The other two novel associations we observed were for the xenobiotics catechol glucuronide and 3-hydrixypyridine glucuronide, which were highly correlated (r = 0.76) and are metabolites of catechol and pyridine, respectively. While both compounds occur naturally at low levels, they are produced synthetically in large amounts. About half of the catechol and pyridine and catechol produced is used to make pesticides, while smaller amounts are used for pharmaceuticals and flavoring agents [30, 31]. Pyridine is also used in organic chemistry and in dyes , and both compounds have been found in cigarette smoke. The International Agency for Research on Cancer (IARC) evaluated the carcinogenicity of catechol, in 1999 , and pyridine, in 2019 , using primarily animal data and classified both as 2B, possibly carcinogenic to humans. Our findings suggest that further investigation into the carcinogenicity of these compounds is warranted.
In addition to several steroid metabolites, the associations of two additional metabolites [sphinganine and octadecadienoate (C18:2-DC)*] differed significantly (p < 0.05) in pre- and postmenopausal women. Two metabolites (androstenediol (3β,17β) disulfate  and catechol glucuronide) differed significantly between women with ER+ and ER− breast cancer. It is unclear why these associations differ by menopausal or ER status. These findings may be due to chance and require replication in future analyses.
A significant portion of the cases in this study were diagnosed with breast cancer within a few years after the blood collection, while others occurred later in follow-up, allowing us to explore if associations varied by time between blood collection and diagnosis. Only two metabolites had associations that varied significantly (p < 0.05) by time between blood draw and diagnosis, thus limiting any conclusions as to whether any of metabolite levels might be affected by reverse causation.

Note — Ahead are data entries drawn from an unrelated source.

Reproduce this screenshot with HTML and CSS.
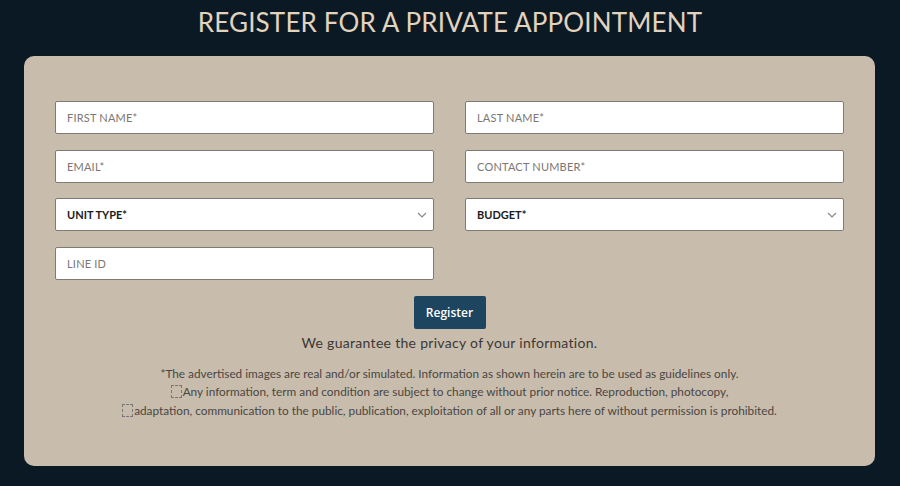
FILE: index.html
```html
<!DOCTYPE html>
<html lang="en">

<head>
    <meta charset="UTF-8">
    <meta name="viewport" content="width=device-width, initial-scale=1.0">
    <title>Register</title>
    <link rel="stylesheet" href="styles.css">
</head>

<body>
    <h1 class="title">REGISTER FOR A PRIVATE APPOINTMENT</h1>
    <div class="card">
        <form class="form-grid">
            <input class="field" type="text" placeholder="FIRST NAME*">
            <input class="field" type="text" placeholder="LAST NAME*">
            <input class="field" type="text" placeholder="EMAIL*">
            <input class="field" type="text" placeholder="CONTACT NUMBER*">
            <div class="select">
                <span>UNIT TYPE*</span>
                <svg width="10" height="6" viewBox="0 0 10 6"><path d="M1 1l4 4 4-4" fill="none" stroke="#888" stroke-width="1.2"/></svg>
            </div>
            <div class="select">
                <span>BUDGET*</span>
                <svg width="10" height="6" viewBox="0 0 10 6"><path d="M1 1l4 4 4-4" fill="none" stroke="#888" stroke-width="1.2"/></svg>
            </div>
            <input class="field" type="text" placeholder="LINE ID">
        </form>
        <div class="actions">
            <button class="btn" type="button">Register</button>
            <p class="guarantee">We guarantee the privacy of your information.</p>
        </div>
        <div class="disclaimer">
            <p>*The advertised images are real and/or simulated. Information as shown herein are to be used as guidelines only.</p>
            <p><span class="missing"></span>Any information, term and condition are subject to change without prior notice. Reproduction, photocopy,</p>
            <p><span class="missing"></span>adaptation, communication to the public, publication, exploitation of all or any parts here of without permission is prohibited.</p>
        </div>
    </div>
</body>

</html>
```

FILE: styles.css
```css
body {
    margin: 0;
    background-color: #0a1923;
    font-family: Lato, "Open Sans", sans-serif;
}

.title {
    margin: 0;
    padding-top: 7px;
    height: 49px;
    line-height: 30px;
    text-align: center;
    font-size: 26px;
    font-weight: 400;
    letter-spacing: 0.15px;
    color: #e2d3bf;
}

.card {
    margin: 0 25px 0 24px;
    height: 410px;
    box-sizing: border-box;
    padding: 45px 31px 0 31px;
    background-color: #c8bcac;
    border-radius: 10px;
}

.form-grid {
    display: grid;
    grid-template-columns: 1fr 1fr;
    column-gap: 31px;
    row-gap: 15.5px;
}

.field,
.select {
    height: 33px;
    box-sizing: border-box;
    border: 1px solid #7f7a74;
    border-radius: 2px;
    background: #fff;
    padding: 0 11px;
    font-family: Lato, sans-serif;
    font-size: 11px;
    outline: none;
}

.field::placeholder {
    color: #7a7774;
    letter-spacing: 0.2px;
}

.select {
    display: flex;
    align-items: center;
    justify-content: space-between;
    padding-right: 6px;
    color: #1c1c1c;
    font-weight: 700;
}

.actions {
    display: flex;
    flex-direction: column;
    align-items: center;
    margin-top: 16px;
}

.btn {
    width: 72px;
    height: 33px;
    border: none;
    border-radius: 2px;
    background-color: #1d4560;
    color: #fff;
    font-family: "Open Sans", sans-serif;
    font-size: 12px;
    font-weight: 600;
}

.guarantee {
    margin: 5px 0 0;
    font-size: 14px;
    color: #3b3835;
    letter-spacing: 0.3px;
}

.disclaimer {
    margin-top: 14px;
    text-align: center;
    font-size: 11.8px;
    color: #4a4642;
}

.disclaimer p {
    margin: 0;
    line-height: 18.5px;
}

.missing {
    display: inline-block;
    width: 9px;
    height: 11px;
    border: 1px dashed #777;
    vertical-align: -2px;
    margin-right: 1px;
}
```
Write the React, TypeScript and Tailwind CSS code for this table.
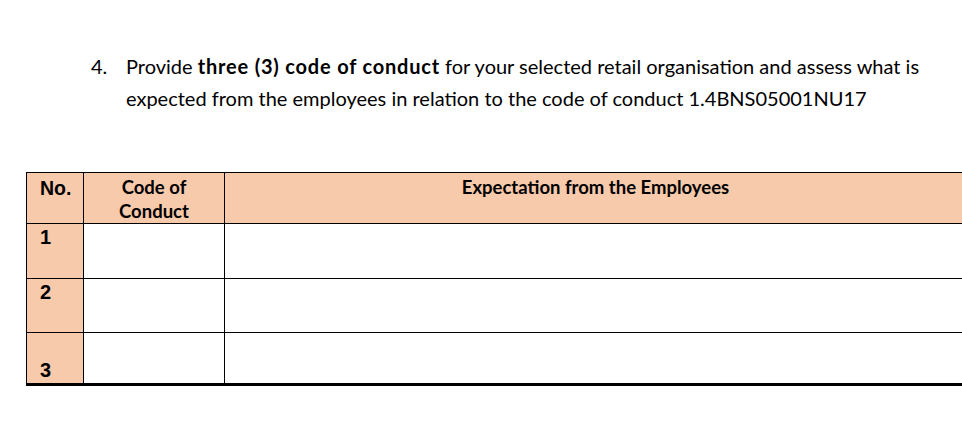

Although all the risk estimates remained similar, adjustment for BMI attenuated the associations of all the metabolites with breast cancer. This could indicate that BMI is a mediator of the associations. If so, then adjustment for BMI may be inappropriate. This possibility should be investigated further in future analyses.
A strength of this study is the large study population and the large number of identified metabolites measured. The factors likely contributed to our finding of 11 metabolites associated with breast cancer risk at FDR < 0.05, which is more than previous studies which identified one or two metabolites at most at this significance level [9, 10]. Limitations of our study include the fact the results were based on a single blood sample for each study participant. However, evidence suggests that levels of most circulating metabolites are relatively stable for up to 2 years [33, 34], suggesting that a single sample may be sufficient. Other limitations include smaller numbers in the subgroups used in the stratified analyses. Finally, although Black and Hispanic women were included in our study, there were too few to determine if associations differed by race and/or ethnicity. Thus, our findings may not be generalizable to all groups.